表通りはそれなりの交通量がありますが、ちょっと外れると車はそれほど多くなく、道を行くのはモーターバイクと荷物を満載した自転車という、やっぱりアジアな、どこかのんびりした空気が漂います。
ハイフォンは『海防』という意味だそうで、これは19世紀の王朝が海防のための兵力を駐屯させたことに由来するようです。
ということで、ここでもおいしい海鮮料理が期待できます。
海老や蟹をいただき、〆に蟹や豆腐などが入った具沢山の麺を。
明日のコースを検討しつつおいしい料理に舌鼓を打ち、ゆっくりハイフォンの夜は更けていきました。

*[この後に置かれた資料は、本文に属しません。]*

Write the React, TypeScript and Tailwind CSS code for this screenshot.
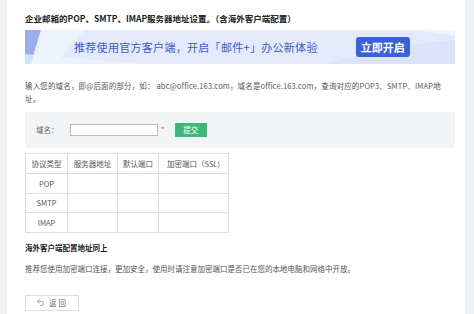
import { Undo2 } from "lucide-react";

const font = { fontFamily: '"Noto Sans CJK SC", "Noto Sans", sans-serif' };

const rows = ["POP", "SMTP", "IMAP"];

export default function App() {
  return (
    <div className="flex min-h-[314px] bg-[#eef0f3]" style={font}>
      <div className="w-[7px] shrink-0" />
      <div className="flex-1 bg-white pt-[12px] pl-[18px] pr-[10px]">
        <h1 className="text-[8.5px] font-bold leading-[12px] text-[#222]">
          企业邮箱的POP、SMTP、IMAP服务器地址设置。（含海外客户端配置）
        </h1>

        <div className="relative mt-[6px] flex h-[34px] w-[430px] items-center overflow-hidden bg-[#e4eafb]">
          <svg className="absolute inset-0" width="430" height="34" viewBox="0 0 430 34">
            <polygon points="0,0 16,0 6,34 0,34" fill="#98aeef" />
            <polygon points="16,0 60,0 30,34 6,34" fill="#eef2fd" opacity="0.8" />
            <polygon points="0,24 120,34 0,34" fill="#f0f3fd" opacity="0.7" />
            <path d="M300,34 C350,20 400,12 430,10 L430,34 Z" fill="#d8e0f9" opacity="0.8" />
            <polygon points="395,0 430,0 430,6" fill="#f2f5fe" />
          </svg>
          <span className="relative ml-[49px] text-[11px] tracking-[0.3px] text-[#3c5cc6]">
            推荐使用官方客户端，开启「邮件+」办公新体验
          </span>
          <span className="relative ml-[38px] flex h-[20px] w-[54px] items-center justify-center rounded-[3px] bg-[#3a62d8] text-[11px] font-bold text-white">
            立即开启
          </span>
        </div>

        <p className="mt-[15px] w-[430px] text-[7.5px] leading-[13px] tracking-[0.15px] text-[#555]">
          <span className="block whitespace-nowrap">
            输入您的域名，即@后面的部分，如： abc@office.163.com，域名是office.163.com，查询对应的POP3、SMTP、IMAP地
          </span>
          <span className="block">址。</span>
        </p>

        <div className="mt-[7px] flex h-[36px] w-[430px] items-center bg-[#f3f4f5] pl-[11px]">
          <span className="w-[34px] text-[7.5px] text-[#666]">域名：</span>
          <input className="h-[12px] w-[88px] border border-[#bbb] bg-white" />
          <span className="ml-[3px] text-[8px] text-[#e33]">*</span>
          <span className="ml-[10px] flex h-[14px] w-[32px] items-center justify-center bg-[#3fb67a] text-[7.5px] text-white">
            提交
          </span>
        </div>

        <table className="mt-[5px] border-collapse text-[7.5px] text-[#555]">
          <tbody>
            <tr className="h-[20px]">
              <td className="w-[42px] border border-[#ddd] text-center">协议类型</td>
              <td className="w-[50px] border border-[#ddd] text-center">服务器地址</td>
              <td className="w-[41px] border border-[#ddd] text-center">默认端口</td>
              <td className="w-[70px] border border-[#ddd] text-center">加密端口（SSL)</td>
            </tr>
            {rows.map((r) => (
              <tr key={r} className="h-[19.5px]">
                <td className="border border-[#ddd] text-center">{r}</td>
                <td className="border border-[#ddd]" />
                <td className="border border-[#ddd]" />
                <td className="border border-[#ddd]" />
              </tr>
            ))}
          </tbody>
        </table>

        <h2 className="mt-[9px] text-[7.5px] font-bold leading-[12px] text-[#222]">海外客户端配置地址同上</h2>
        <p className="mt-[9px] text-[7.5px] leading-[12px] text-[#555]">
          推荐您使用加密端口连接，更加安全，使用时请注意加密端口是否已在您的本地电脑和网络中开放。
        </p>

        <button className="mt-[20px] flex h-[16px] w-[54px] items-center justify-center gap-[4px] border border-[#ddd] bg-white text-[7.5px] tracking-[2px] text-[#666]">
          <Undo2 size={9} strokeWidth={1.5} />
          返回
        </button>
      </div>
      <div className="w-[9px] shrink-0" />
    </div>
  );
}
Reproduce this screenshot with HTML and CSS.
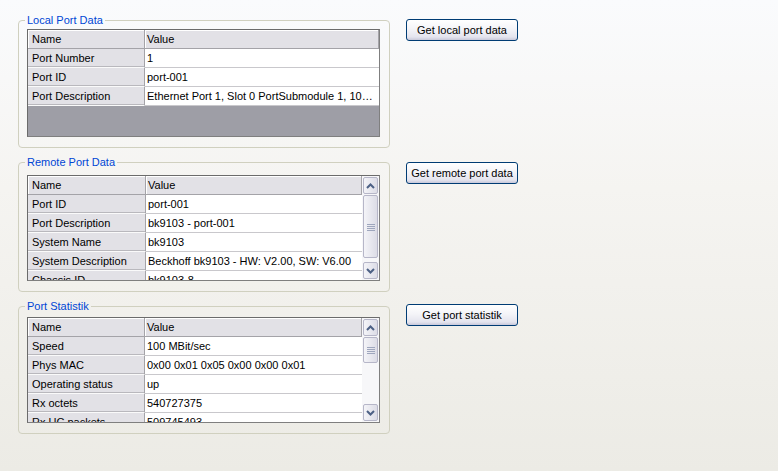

感想 驚愕のバイク軍団とのんびり田舎、そしてとってもウマい料理 --by サイダー--
けたたましいクラクション、ドドッと押し寄せるモーターバイクの渦、渦、渦! そんな中を我関せずと悠々と走るシクロ(自転車タクシー)。交差点にはほとんど信号がなく、そこをめがけて四方からモーターバイクやら自転車やら車が押し寄せます。止まる者は一人としていません。交差点の中はぐちゃぐちゃでなにがなんだかさっぱりわからん。『こんなとこ、どーやって渡るの〜!』
旅はこんな驚きのハノイから始まりました。
しかし一歩郊外へ出るとそこにはまた別のヴェトナムが。田んぼでは水牛が田起こし、池ではのんびりとアヒルが泳ぎ、畑ではあのとんがり帽子を被った農民が野菜作りに余念が無い。小川の土手をのんびり走ると天秤棒に篭をぶら下げた物売りの少女が橋のたもとで井戸端会議。そんなほんとうにのんびりした風景に出会います。
町では排気ガスにまみれ、田舎では砂埃やどろんこにまみれる。そんなときはおいしいヴェトナム料理で元気を取り戻します。朝飯の定番フォー(米の麺のうどん)をはじめ、ヴェトナムの料理にはハーブがいっぱい。このハーブ類が魚介や鳥、豚、牛とほとんどのものに使われて絶妙の味に。なにを食べてもおいしいからちょっと太ってしまった。
自転車で旅をするなら、大都市近郊や幹線道は車とトラックとバイクの洪水なのでやめましょう。小さな町や村の田舎道をのんびりポタリングしたいですね。景色ものんびり、道は農作業のトラクターくらいしか通りません。そこにはさまざまな出会いが待っています。